--- Start of Data shown ---
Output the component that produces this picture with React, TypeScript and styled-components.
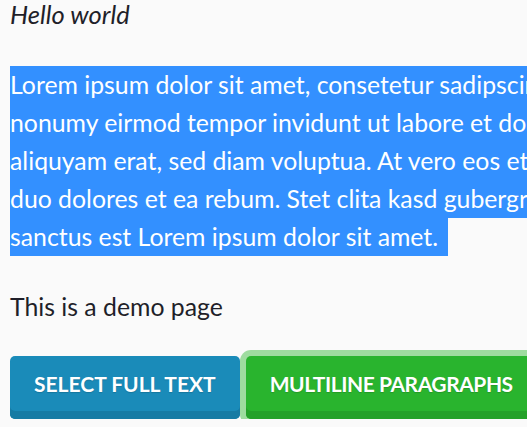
import styled, { createGlobalStyle } from 'styled-components';

const GlobalStyle = createGlobalStyle`
  html, body {
    margin: 0;
    padding: 0;
    overflow: hidden;
    background: #fafafa;
  }
  body {
    font-family: Lato, "Noto Sans", sans-serif;
    color: #1f1f29;
  }
`;

const Page = styled.div`
  padding: 0 10px;
  width: 760px;
`;

const Greeting = styled.p`
  margin: 0;
  font-size: 25.5px;
  line-height: 28px;
  font-style: italic;
`;

const Paragraph = styled.div`
  margin-top: 38px;
  font-size: 24.8px;
  line-height: 38px;
`;

const Line = styled.span`
  display: block;
  width: fit-content;
  padding-right: 4px;
  white-space: pre;
  background: #3390ff;
  color: #fff;
`;

const Demo = styled.p`
  margin: 37px 0 0;
  font-size: 24.8px;
  line-height: 28px;
`;

const Actions = styled.div`
  display: flex;
  gap: 6px;
  margin-top: 35px;
`;

interface ButtonProps {
  $color: string;
  $shade: string;
  $ring?: string;
  $tight?: boolean;
}

const Button = styled.button<ButtonProps>`
  height: 63px;
  padding: 0 24px 8px;
  border: none;
  border-radius: 5px;
  background: ${({ $color }) => $color};
  box-shadow: inset 0 -8px 0 ${({ $shade }) => $shade}
    ${({ $ring }) => ($ring ? `, 0 0 0 6px ${$ring}` : '')};
  color: #fff;
  font-family: Lato, "Noto Sans", sans-serif;
  font-size: 21px;
  font-weight: 700;
  letter-spacing: ${({ $tight }) => ($tight ? '-0.45px' : '0')};
  text-transform: uppercase;
  text-shadow: 0 1px 1px rgba(0, 0, 0, 0.15);
  white-space: nowrap;
  flex-shrink: 0;
  cursor: pointer;
`;

const lines = [
  'Lorem ipsum dolor sit amet, consetetur sadipscing elitr, sed diam',
  'nonumy eirmod tempor invidunt ut labore et dolore magna',
  'aliquyam erat, sed diam voluptua. At vero eos et accusam et justo',
  'duo dolores et ea rebum. Stet clita kasd gubergren, no sea takimata',
  'sanctus est Lorem ipsum dolor sit amet. ',
];

export default function App() {
  return (
    <>
      <GlobalStyle />
      <Page>
        <Greeting>Hello world</Greeting>
        <Paragraph>
          {lines.map((line) => (
            <Line key={line}>{line}</Line>
          ))}
        </Paragraph>
        <Demo>This is a demo page</Demo>
        <Actions>
          <Button $color="#1a8bb9" $shade="#167ba4">
            Select full text
          </Button>
          <Button $color="#29b42e" $shade="#24a129" $ring="#9edc9f" $tight>
            Multiline paragraphs
          </Button>
        </Actions>
      </Page>
    </>
  );
}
--- End of Data shown ---
- Job -
Keep the pictures out of the copy and return the rest of the data above exactly.

- The result -
Output the component that produces this picture with React, TypeScript and styled-components.
import styled, { createGlobalStyle } from 'styled-components';

const GlobalStyle = createGlobalStyle`
  html, body {
    margin: 0;
    padding: 0;
    overflow: hidden;
    background: #fafafa;
  }
  body {
    font-family: Lato, "Noto Sans", sans-serif;
    color: #1f1f29;
  }
`;

const Page = styled.div`
  padding: 0 10px;
  width: 760px;
`;

const Greeting = styled.p`
  margin: 0;
  font-size: 25.5px;
  line-height: 28px;
  font-style: italic;
`;

const Paragraph = styled.div`
  margin-top: 38px;
  font-size: 24.8px;
  line-height: 38px;
`;

const Line = styled.span`
  display: block;
  width: fit-content;
  padding-right: 4px;
  white-space: pre;
  background: #3390ff;
  color: #fff;
`;

const Demo = styled.p`
  margin: 37px 0 0;
  font-size: 24.8px;
  line-height: 28px;
`;

const Actions = styled.div`
  display: flex;
  gap: 6px;
  margin-top: 35px;
`;

interface ButtonProps {
  $color: string;
  $shade: string;
  $ring?: string;
  $tight?: boolean;
}

const Button = styled.button<ButtonProps>`
  height: 63px;
  padding: 0 24px 8px;
  border: none;
  border-radius: 5px;
  background: ${({ $color }) => $color};
  box-shadow: inset 0 -8px 0 ${({ $shade }) => $shade}
    ${({ $ring }) => ($ring ? `, 0 0 0 6px ${$ring}` : '')};
  color: #fff;
  font-family: Lato, "Noto Sans", sans-serif;
  font-size: 21px;
  font-weight: 700;
  letter-spacing: ${({ $tight }) => ($tight ? '-0.45px' : '0')};
  text-transform: uppercase;
  text-shadow: 0 1px 1px rgba(0, 0, 0, 0.15);
  white-space: nowrap;
  flex-shrink: 0;
  cursor: pointer;
`;

const lines = [
  'Lorem ipsum dolor sit amet, consetetur sadipscing elitr, sed diam',
  'nonumy eirmod tempor invidunt ut labore et dolore magna',
  'aliquyam erat, sed diam voluptua. At vero eos et accusam et justo',
  'duo dolores et ea rebum. Stet clita kasd gubergren, no sea takimata',
  'sanctus est Lorem ipsum dolor sit amet. ',
];

export default function App() {
  return (
    <>
      <GlobalStyle />
      <Page>
        <Greeting>Hello world</Greeting>
        <Paragraph>
          {lines.map((line) => (
            <Line key={line}>{line}</Line>
          ))}
        </Paragraph>
        <Demo>This is a demo page</Demo>
        <Actions>
          <Button $color="#1a8bb9" $shade="#167ba4">
            Select full text
          </Button>
          <Button $color="#29b42e" $shade="#24a129" $ring="#9edc9f" $tight>
            Multiline paragraphs
          </Button>
        </Actions>
      </Page>
    </>
  );
}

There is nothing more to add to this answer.